May the Fourth Be with You: Visual Effects of Star Wars
May the Fourth Be with You: Visual Effects of Star Wars
Posted at 6:45 PM, May 04, 2018
and last updated 2018-05-05 07:59:09-04

TALLAHASSEE, Fla. (WTXL) - In the second “May The Fourth Be With You” series, we're getting a sneak peak into the making of the Star Wars movies spectacular visual effects. Transforming George Lucas' vision onto the screen is no easy feat.

In film, visual effects play tricks on our minds. In Star Wars epic battles, explosions in space, and one of a kind characters unlike anything seen before need a little help coming to life. Enter a visual effects team.

Meet Jonathan Stone, the head of visual effects at The Florida State University College of Motion Pictures Arts. He has worked on visual effects for some big time movies including Hugo, Shutter Island, and The Aviator.

He’s also teaching the next generation of effects artists at FSU how to create a variety of effects using computer software systems.

Jonathan Stone says, "You can think of anything and we're going to be able to create it. Primarily because the technology is just supporting about anything. From CGI water, to skin, to hair, photo realistic humans."

Stone says, visual effects are created in post-production when something just can't be filmed in live action.

He says, "The visual effects comes in when we want to take that image that was captured onset into the computer and manipulate it, or alter it in some way."

Stone says, to accomplish these surreal effects, he uses a myriad of methods from projection, to green-screens, and miniatures.

Stone says, "When you deal with miniatures, a lot of it has to do with the perspective of the way that you're shooting it and then how ultimately the elements are lite by real lighting." On any given special effects scene, Stone combines live action footage, 3D images, still and green-screen images just to produce one finished shot.

Stone says, "This is one particular element that was filmed. We're going to bring this element into the compositing software, along with the 3D element, which is the background and that matte painting. So, we created all this is the computer."

He says, complex movie scenes take thousands of different elements combined to create one visual effect. Stone estimates almost every scene in the latest Star Wars movies has some form of visual effects trickery.

George Lucas envisioned an entire universe full of weird creatures that didn't exist. When Lucas was creating the original Star Wars movies, he couldn't use technology to make the characters he imagined... or have hunk of junk spaceships leaping through hyperspace.

Nowadays, green screens can help make this happen by adding a little movie magic to the screen. So how did Lucas do it?

Movie magic is what George Lucas envisioned for the Star Wars films. In 1977, there was no such thing as computer generated imagery. Many of the visual effects involved making puppets and detailed miniature props.

Lucas and his team constructed robots and spaceships models from scratch.

Chad Sullivan, a local Mandalorian Merc, says, "The Death Star itself has this iconic trench around it.
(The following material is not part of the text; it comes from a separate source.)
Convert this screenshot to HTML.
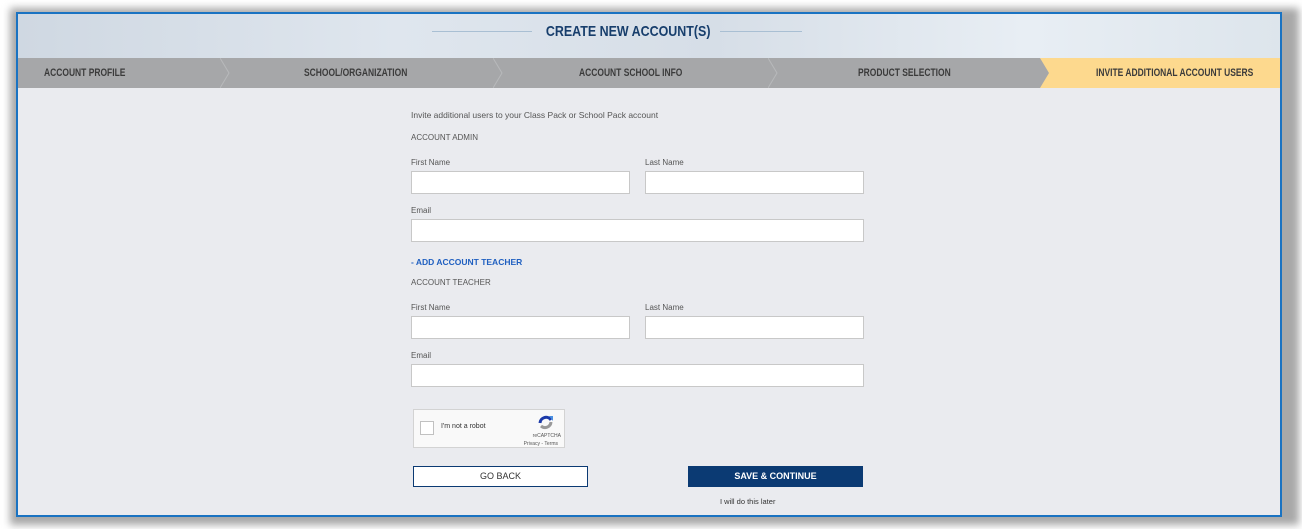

That was a bunch of model battleships that they had bought piles of them, took them all apart, and just started building the Death Star from the top and then they started at the bottom. The plan was just to meet in the middle and they ran out of parts."

Sullivan says, they just ran with it and that's how the infamous trench was accidentally created.

Even characters in the original movies, Yoda and Jabba the Hut, were made by hand and required a team to manipulate them.

Emma Jonas, a Tallahassee Nerds & Geeks Club member, says, "To move Jabba, I think they had like 3 puppeteers. From the head, torso, and to the tail, they had to have 3 people moving him. It's all puppet work. You have to admire that much dedication."

You could say Lucas was dedicated. He used a machine called an optical printer, which has a camera on one end and a projector on the other. He created duplicate images that he could then change the size, orientation, or speed of the final image.

Stone says, "Most of the work was done optically, or using an optical printing process, where they would film multiple different elements and then be able to project it back."

In other words, Lucas and his team filmed several different images, and used multiple projectors to create the image Lucas envisioned.

Stone says, "Star Wars was sort of the game changer when it comes to visual effects and how visual effect started to become more prevalent in films moving forward."